Initially, I started work on a Docker container build, but using the docker build provided some challenges with editing configurations to satisfy barman streaming requirement. For this reason, I moved to carrying out a native installation using packages straight from the Debian repo – postgresql-15-repmgr and rsync.

sudo apt install postgresql-15-repmgr rsync

Once installed, followed the repmgr quick start guide to the point where I needed to remove the 127.0.1.1 entry from the hosts file as it was preventing the registration and connection to the server due to no pg_hba.conf entry.

connection to server at "S00600" (127.0.1.1), port 5432 failed: fe_sendauth: no password supplied

The other alternative is to reorder the pg_hba.conf entries so that the repmgr connection appears before the all connection in IPv4 local connections:

# IPv4 local connections:
host repmgr repmgr 127.0.0.1/32 trust
host all all 127.0.0.1/32 scram-sha-256

Getting it Working with Barman

The problem I initially experienced with barman set up the way we usually do it, is that when a failover occurs, barman breaks and the WAL’s appear to get out of sync or disappear.

ssh

I’m setting up replication to push the WAL’s to barman using barman-wal-archive. This requires that you set up ssh connections between the servers for the barman user.

The notes suggest creating barman users and configuring keys to allow passwordless login between systems.

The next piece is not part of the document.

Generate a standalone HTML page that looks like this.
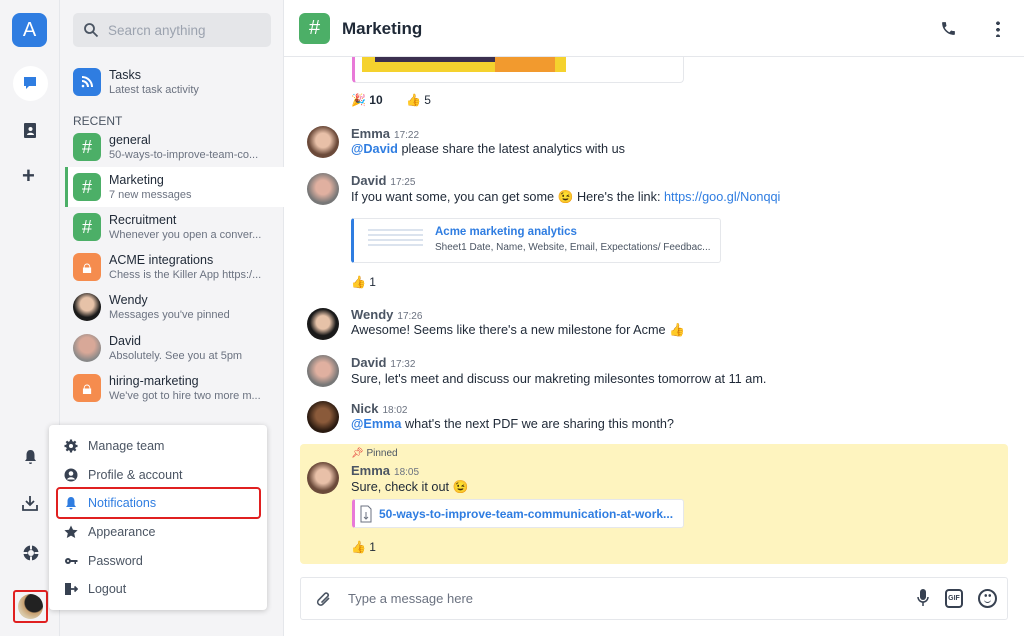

On the postgresql hosts, I created the barman user and then created keys and put the public key into the barman host’s authorized_keys for the barman user. Seemed to make sense, but that’s not how it works. Testing barman-wal-archive repeatedly complained about the host key not being in known_hosts. What really needed to be done was for the postgres user on the postgresql hosts to have keys to log on to the barman host as the barman user. Test it out using sudo:

sudo -u postgres bash
ssh barman@S00602

This should update the known_hosts first time round. From then on should connect without complaint or prompt. Then you can retest barman-wal-archive, eg.

sudo -u postgres /usr/bin/barman-wal-archive --test S00602 pg DUMMY

You can monitor the auth.log on the barman server S00602 to ensure it logs on. Then update the archive_command in postgres.conf with the barman-wal-archive command

I chose to create custom.conf file under conf.d to make it easy to differentiate my changes from then original.

custom.conf

archive_command = '/usr/bin/barman-wal-archive S00602 pg %p'
archive_mode = 'always'
hot_standby = 'on'
listen_addresses = '*'
max_replication_slots = 10
max_wal_senders = 10
shared_preload_libraries = 'repmgr'
wal_level = 'replica'
wal_log_hints = 'on'

Monitor the auth.log again, and you should see it log in successfully each time it ships a WAL.

In order to carry out a standby switchover, you also need to have an ssh connection as the postgres user to the other postgres servers as the user postgres. So you need to ensure you have keys generated and distributed to all the authorized_keys files on the postgres hosts.

/etc/repmgr.conf

node_id=2
node_name='S00601'
conninfo='host=S00601 user=repmgr dbname=repmgr connect_timeout=2'
data_directory='/var/lib/postgresql/15/main'
barman_host='barman@S00602'
barman_server='pg'
failover='automatic'
follow_command='repmgr standby follow'
promote_command='repmgr standby promote'
restore_command='/usr/bin/barman-wal-restore S00602 pg %f %p'
service_start_command = 'sudo systemctl start postgresql'
service_stop_command = 'sudo systemctl stop postgresql'
service_restart_command = 'sudo systemctl restart postgresql'
service_reload_command = 'sudo systemctl reload systemctl'

/etc/sudoers.d/postgres

Defaults:postgres !requiretty
postgres ALL = NOPASSWD: /usr/bin/systemctl start postgresql, \
/usr/bin/systemctl restart postgresql, \
/usr/bin/systemctl reload postgresql, \
/usr/bin/systemctl stop postgresql

Proof of Switchover

Now it switches the primary over as it should.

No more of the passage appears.